### GIVEN DATA:
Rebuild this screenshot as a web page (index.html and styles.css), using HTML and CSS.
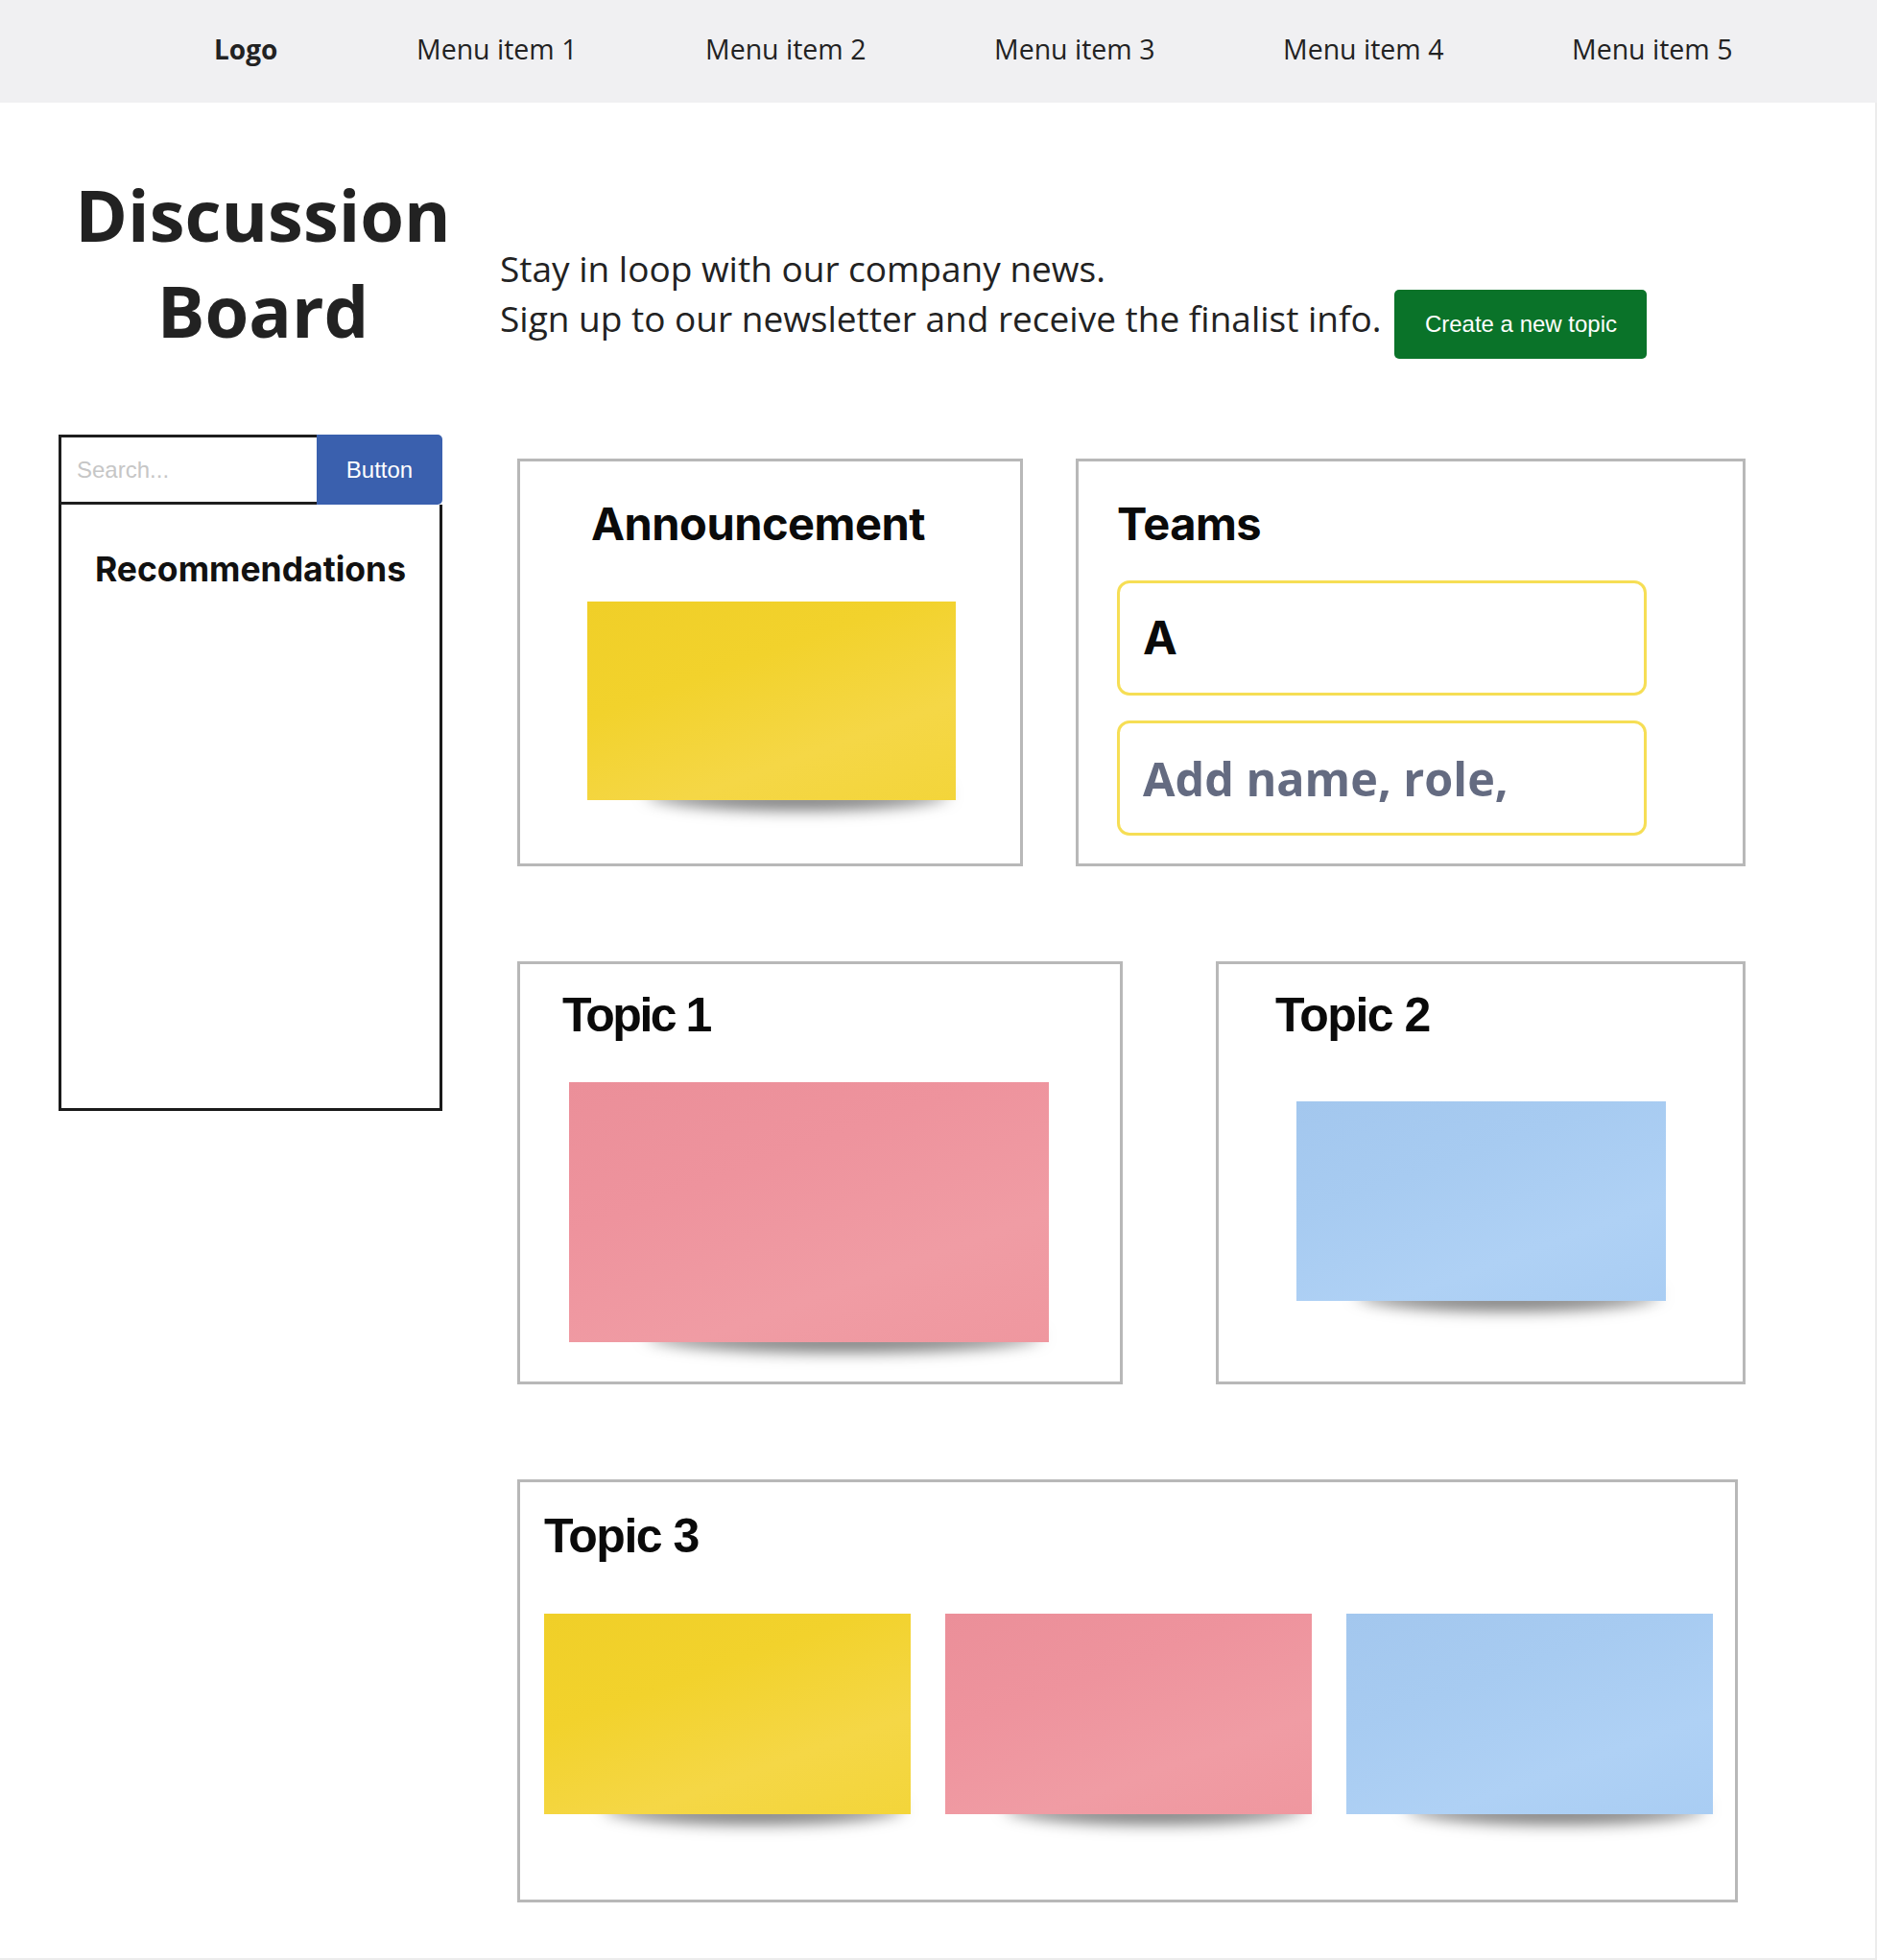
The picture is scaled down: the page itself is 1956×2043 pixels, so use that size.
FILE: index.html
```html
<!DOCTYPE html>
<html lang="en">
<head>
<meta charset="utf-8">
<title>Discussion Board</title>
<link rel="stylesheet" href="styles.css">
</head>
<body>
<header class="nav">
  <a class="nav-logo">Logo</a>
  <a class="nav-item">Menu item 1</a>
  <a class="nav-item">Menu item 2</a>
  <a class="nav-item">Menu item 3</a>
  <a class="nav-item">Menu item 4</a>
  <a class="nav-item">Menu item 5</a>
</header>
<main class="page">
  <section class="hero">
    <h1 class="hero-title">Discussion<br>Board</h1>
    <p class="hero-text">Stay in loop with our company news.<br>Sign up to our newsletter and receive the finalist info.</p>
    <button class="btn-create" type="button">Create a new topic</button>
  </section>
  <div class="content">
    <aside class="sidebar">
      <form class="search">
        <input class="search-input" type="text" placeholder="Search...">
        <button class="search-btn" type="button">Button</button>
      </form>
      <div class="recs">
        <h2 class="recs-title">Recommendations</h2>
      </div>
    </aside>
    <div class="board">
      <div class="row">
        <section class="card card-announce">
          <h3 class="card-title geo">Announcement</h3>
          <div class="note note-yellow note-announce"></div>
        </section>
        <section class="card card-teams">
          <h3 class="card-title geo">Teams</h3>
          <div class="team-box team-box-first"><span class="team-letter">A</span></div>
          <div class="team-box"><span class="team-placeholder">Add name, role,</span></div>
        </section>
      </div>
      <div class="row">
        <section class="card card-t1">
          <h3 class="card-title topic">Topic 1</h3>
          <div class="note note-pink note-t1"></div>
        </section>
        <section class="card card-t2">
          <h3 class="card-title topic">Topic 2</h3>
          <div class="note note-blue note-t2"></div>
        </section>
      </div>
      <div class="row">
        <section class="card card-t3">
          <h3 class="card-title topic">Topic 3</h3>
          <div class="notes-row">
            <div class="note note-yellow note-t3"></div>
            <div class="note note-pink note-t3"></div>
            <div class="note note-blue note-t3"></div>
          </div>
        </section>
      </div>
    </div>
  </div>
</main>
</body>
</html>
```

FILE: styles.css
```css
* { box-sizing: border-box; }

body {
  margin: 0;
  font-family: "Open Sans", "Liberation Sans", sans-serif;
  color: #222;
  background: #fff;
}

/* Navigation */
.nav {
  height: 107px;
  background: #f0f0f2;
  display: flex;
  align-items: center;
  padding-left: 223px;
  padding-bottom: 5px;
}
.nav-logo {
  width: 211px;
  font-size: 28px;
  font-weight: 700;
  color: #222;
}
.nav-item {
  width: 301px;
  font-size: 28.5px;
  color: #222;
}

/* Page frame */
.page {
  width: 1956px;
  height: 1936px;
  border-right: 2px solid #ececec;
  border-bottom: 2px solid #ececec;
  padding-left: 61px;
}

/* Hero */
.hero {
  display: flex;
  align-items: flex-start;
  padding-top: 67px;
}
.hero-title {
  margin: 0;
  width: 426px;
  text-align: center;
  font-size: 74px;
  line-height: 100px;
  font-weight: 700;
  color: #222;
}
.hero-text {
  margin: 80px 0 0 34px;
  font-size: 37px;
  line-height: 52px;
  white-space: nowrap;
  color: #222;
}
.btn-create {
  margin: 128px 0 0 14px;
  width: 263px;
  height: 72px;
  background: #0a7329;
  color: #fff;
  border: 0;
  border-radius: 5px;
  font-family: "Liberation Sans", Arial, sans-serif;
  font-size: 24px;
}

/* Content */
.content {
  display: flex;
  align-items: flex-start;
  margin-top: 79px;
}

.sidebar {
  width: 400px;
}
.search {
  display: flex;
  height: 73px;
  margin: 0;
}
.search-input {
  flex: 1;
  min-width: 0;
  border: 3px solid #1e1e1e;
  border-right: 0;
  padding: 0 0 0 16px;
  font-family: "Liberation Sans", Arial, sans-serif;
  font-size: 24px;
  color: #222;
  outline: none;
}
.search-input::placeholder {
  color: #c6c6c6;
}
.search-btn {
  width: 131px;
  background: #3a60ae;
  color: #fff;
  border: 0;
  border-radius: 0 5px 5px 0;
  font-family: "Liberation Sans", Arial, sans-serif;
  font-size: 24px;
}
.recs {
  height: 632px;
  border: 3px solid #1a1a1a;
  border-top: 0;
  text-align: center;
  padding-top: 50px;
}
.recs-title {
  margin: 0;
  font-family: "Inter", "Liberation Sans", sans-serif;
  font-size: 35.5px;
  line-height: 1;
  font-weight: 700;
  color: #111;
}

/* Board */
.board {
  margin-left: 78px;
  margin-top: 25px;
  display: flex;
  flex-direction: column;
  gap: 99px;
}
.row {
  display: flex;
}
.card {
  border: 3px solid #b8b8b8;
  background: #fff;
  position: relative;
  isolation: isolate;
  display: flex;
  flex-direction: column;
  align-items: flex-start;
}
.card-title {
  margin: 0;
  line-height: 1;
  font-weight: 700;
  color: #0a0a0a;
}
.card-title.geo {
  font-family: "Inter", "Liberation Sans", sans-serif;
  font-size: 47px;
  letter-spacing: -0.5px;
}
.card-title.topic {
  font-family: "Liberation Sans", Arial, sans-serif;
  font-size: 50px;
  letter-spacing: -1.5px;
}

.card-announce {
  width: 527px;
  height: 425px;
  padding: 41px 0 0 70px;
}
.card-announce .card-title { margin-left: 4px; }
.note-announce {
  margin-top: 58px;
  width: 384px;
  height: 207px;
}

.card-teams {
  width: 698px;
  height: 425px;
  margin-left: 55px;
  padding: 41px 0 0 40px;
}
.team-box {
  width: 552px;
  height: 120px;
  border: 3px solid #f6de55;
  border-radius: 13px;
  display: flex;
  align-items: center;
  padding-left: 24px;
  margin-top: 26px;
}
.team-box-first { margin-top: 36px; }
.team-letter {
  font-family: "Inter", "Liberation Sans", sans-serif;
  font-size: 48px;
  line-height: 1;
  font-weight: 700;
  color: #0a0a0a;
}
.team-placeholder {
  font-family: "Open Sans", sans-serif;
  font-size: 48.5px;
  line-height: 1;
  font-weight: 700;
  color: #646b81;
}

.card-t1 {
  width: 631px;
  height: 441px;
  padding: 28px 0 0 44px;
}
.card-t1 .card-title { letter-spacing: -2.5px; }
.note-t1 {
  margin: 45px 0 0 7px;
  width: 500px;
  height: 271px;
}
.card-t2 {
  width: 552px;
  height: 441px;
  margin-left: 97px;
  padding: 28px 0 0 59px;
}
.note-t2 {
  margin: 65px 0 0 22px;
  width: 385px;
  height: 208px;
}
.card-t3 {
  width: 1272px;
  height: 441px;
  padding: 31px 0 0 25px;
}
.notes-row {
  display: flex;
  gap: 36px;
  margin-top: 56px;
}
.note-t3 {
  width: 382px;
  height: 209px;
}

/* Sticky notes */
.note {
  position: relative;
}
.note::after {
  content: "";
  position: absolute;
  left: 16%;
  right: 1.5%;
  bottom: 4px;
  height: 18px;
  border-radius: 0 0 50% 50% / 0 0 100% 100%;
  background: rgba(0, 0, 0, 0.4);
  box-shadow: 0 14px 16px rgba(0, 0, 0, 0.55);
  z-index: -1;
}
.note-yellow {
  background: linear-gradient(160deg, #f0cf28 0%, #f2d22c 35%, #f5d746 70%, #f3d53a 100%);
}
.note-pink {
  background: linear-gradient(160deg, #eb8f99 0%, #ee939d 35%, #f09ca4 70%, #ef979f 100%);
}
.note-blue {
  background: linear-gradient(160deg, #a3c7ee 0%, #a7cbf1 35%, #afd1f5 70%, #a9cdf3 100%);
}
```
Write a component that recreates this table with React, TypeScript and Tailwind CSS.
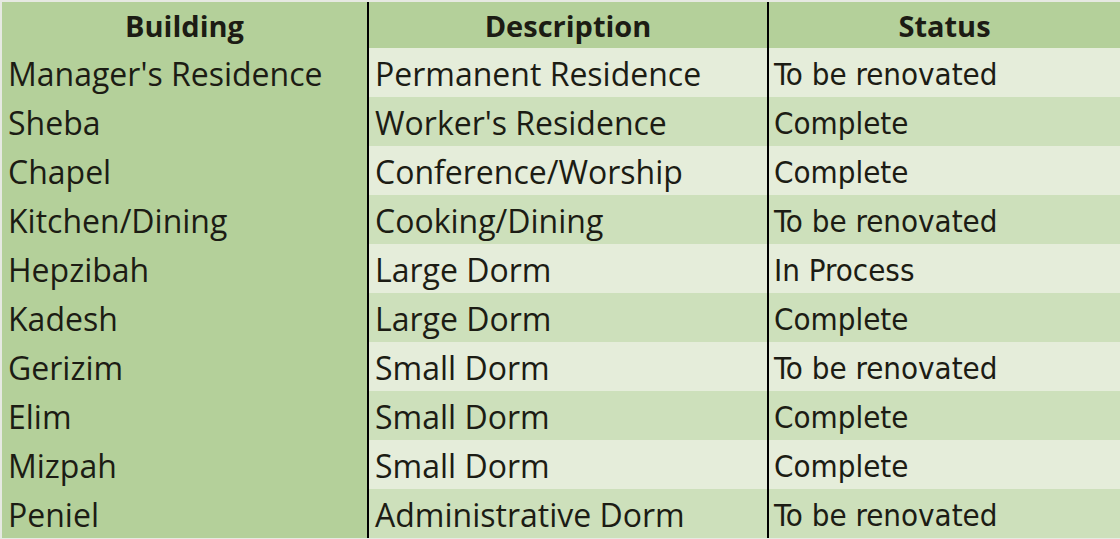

### TASK OBJECTIVE:
Report how many lines in the entries hold the string "that". Nothing but the number is wanted.

### WRITTEN RESPONSE:
2